Lying in bed the past 24 hours, I have had many Advent thoughts that I would like to share more on. Hopefully will blog on those this week.

Peace to you during this time of Advent.

Thursday, December 04, 2003

Some blogs need to be read by all humanity. http://quirings.blogs.com/greg/2003/12/atkins_diet_spi.html
This is one of them. Read at your own risk. Thanks Greg.

Wednesday, December 03, 2003

Sorry for lack of blogging, my site was down yesterday.
Health Update: I will be seeing an internist on Dec. 9 at 11:00. Thanks for your prayers, I'm feeling okay today.
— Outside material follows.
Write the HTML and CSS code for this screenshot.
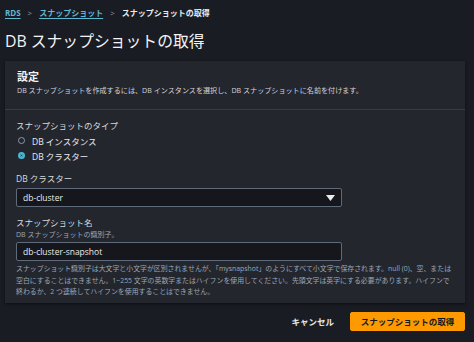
FILE: index.html
```html
<!DOCTYPE html>
<html lang="ja">
  <head>
    <meta charset="utf-8">
    <title>DB スナップショットの取得</title>
    <link rel="stylesheet" href="styles.css">
  </head>
  <body>
    <div class="page">
      <nav class="crumbs">
        <a href="#">RDS</a>
        <span class="sep">&gt;</span>
        <a href="#">スナップショット</a>
        <span class="sep">&gt;</span>
        <span class="current">スナップショットの取得</span>
      </nav>

      <h1 class="title">DB スナップショットの取得</h1>

      <div class="panel">
        <div class="panel-head">
          <h2>設定</h2>
          <p>DB スナップショットを作成するには、DB インスタンスを選択し、DB スナップショットに名前を付けます。</p>
        </div>
        <div class="panel-body">
          <div class="field">
            <div class="label">スナップショットのタイプ</div>
            <label class="radio"><span class="dot"></span>DB インスタンス</label>
            <label class="radio"><span class="dot on"></span>DB クラスター</label>
          </div>

          <div class="field">
            <div class="label">DB クラスター</div>
            <div class="select">
              <span>db-cluster</span>
              <svg width="9" height="6" viewBox="0 0 9 6"><path d="M0 0h9L4.5 6z" fill="#e9ebed"/></svg>
            </div>
          </div>

          <div class="field last">
            <div class="label">スナップショット名</div>
            <div class="hint">DB スナップショットの識別子。</div>
            <div class="input">db-cluster-snapshot</div>
            <p class="constraint">スナップショット識別子は大文字と小文字が区別されませんが、「mysnapshot」のようにすべて小文字で保存されます。null (0)、空、または<br>空白にすることはできません。1~255 文字の英数字またはハイフンを使用してください。先頭文字は英字にする必要があります。ハイフンで<br>終わるか、2 つ連続してハイフンを使用することはできません。</p>
          </div>
        </div>
      </div>

      <div class="actions">
        <button class="link-btn">キャンセル</button>
        <button class="primary">スナップショットの取得</button>
      </div>
    </div>
  </body>
</html>
```

FILE: styles.css
```css
body {
  margin: 0;
  background-color: #1a1c23;
  font-family: "Open Sans", "Noto Sans CJK JP", sans-serif;
  color: #d5dbdb;
}

.page {
  padding: 0 9px 0 5px;
}

.crumbs {
  height: 24px;
  display: flex;
  align-items: center;
  font-size: 8px;
  font-weight: bold;
}

.crumbs a {
  color: #5fb7d0;
  text-decoration: underline;
  text-underline-offset: 2px;
}

.crumbs .sep {
  color: #8d99a8;
  margin: 0 7px;
  font-weight: normal;
}

.crumbs .current {
  color: #e9ebed;
}

.title {
  margin: 0;
  height: 37px;
  line-height: 34px;
  font-size: 15.8px;
  font-weight: normal;
  color: #f2f3f3;
}

.panel {
  background-color: #24262d;
  box-shadow: 0 1px 3px rgba(0, 0, 0, 0.5);
}

.panel-head {
  padding: 7px 12px 0;
  height: 41px;
  border-bottom: 1px solid #393c43;
}

.panel-head h2 {
  margin: 0;
  font-size: 11px;
  line-height: 17px;
  color: #f2f3f3;
}

.panel-head p {
  margin: 0;
  font-size: 7.1px;
  line-height: 10px;
  color: #d1d5db;
}

.panel-body {
  padding: 9px 12px 5px 11px;
}

.field {
  margin-bottom: 9px;
}

.field.last {
  margin-bottom: 0;
}

.label {
  font-size: 8.5px;
  line-height: 14px;
  color: #d5dbdb;
}

.radio {
  display: flex;
  align-items: center;
  height: 15px;
  padding-left: 2px;
  font-size: 8.5px;
  color: #e9ebed;
}

.dot {
  width: 7px;
  height: 7px;
  border: 1px solid #8d99a8;
  border-radius: 50%;
  margin-right: 7px;
  box-sizing: border-box;
}

.dot.on {
  border: 2px solid #44b9d6;
  background-color: #1a1c23;
  box-shadow: inset 0 0 0 1px #44b9d6;
}

.select,
.input {
  width: 326px;
  height: 19px;
  box-sizing: border-box;
  border: 1px solid #5f6b7a;
  border-radius: 2px;
  background-color: #15171d;
  display: flex;
  align-items: center;
  justify-content: space-between;
  padding: 0 6px;
  font-size: 8.5px;
  color: #e9ebed;
  margin-top: 2px;
}

.hint {
  font-size: 7px;
  line-height: 10px;
  color: #9ba7b6;
}

.constraint {
  margin: 2px 0 0;
  font-size: 6.9px;
  line-height: 11.5px;
  white-space: nowrap;
  color: #9ba7b6;
}

.actions {
  display: flex;
  justify-content: flex-end;
  align-items: center;
  padding-top: 9px;
}

.actions button {
  font-family: inherit;
  font-weight: bold;
  font-size: 8.5px;
  cursor: pointer;
}

.link-btn {
  background: none;
  border: none;
  color: #e9ebed;
  margin-right: 10px;
}

.primary {
  width: 115px;
  height: 19px;
  background-color: #ff9900;
  border: 1px solid #ff9900;
  border-radius: 2px;
  color: #16191f;
}
```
I get deeply reflective during Christmastime every year. I suppose with the new year and family time and all its a natural time to evaluate life. Of course a trip to the ER will get you a bit reflective as well :) Every year though I look for an Advent medtitative thought, something to give me perspective and literally ponder for weeks its significance. So this year I found mine on K-Rains' blog. "Every moment, a gift. Every minute pregnant as Mary with Christ's presence." Mary traveled from Nazareth in southern Galilee, down through the rocky terrain of Samaria and thru the outskirts of the Judean wilderness, through the hustle and bustle of Old Jerusalem to a little town about 4 miles south of it called Bethlehem. Have you ever traveled with a deeply pregnant woman? Have you ever been the deeply pregnant woman doing the traveling? Discomfort, aggravation, pressure in the womb, car seat not designed for it, potty breaks, back pain, nausea, leg cramps, annoyance with all other travelers, cravings, indigestion, weariness, expectancy, ignorant husband etc. etc. etc. and so forth, yada, yada, yada. (Ok gals, fill in my blanks and show my ignorance but please don't gross us out)
But here's my point. Mary was an ordinary uncomfortable pregnant woman and each of these moments was jam packed full of the hope of the world. I mean, one wrong jostle from the donkey and out could pop the very One who has giving meaning to my life. The One who said that I mattered. The One who introduced me into a world without end. Each of those traveling moments was pregnant with the life of Christ. Each ordinary moment is pregnant with the life of Christ.
Friends, slow the heck down! Stop and notice. The answer is not in the next thing (or next sale). This moment is pregnant with the life of Christ. If we keep chasing the extraordinary, we pass right by that man and his seemingly pregnant wife trekking south thru the rocky terrain. Why don't you stop and visit them today? Create a rest stop, treat them to some time and attention, and they will tell you of the wonders of being visited by angels and to be awoken in the night with the news that your fiance' will give birth to the light of all nations. Stop and notice the Kingdom today, each ordinary moment pregnant with the life of Christ.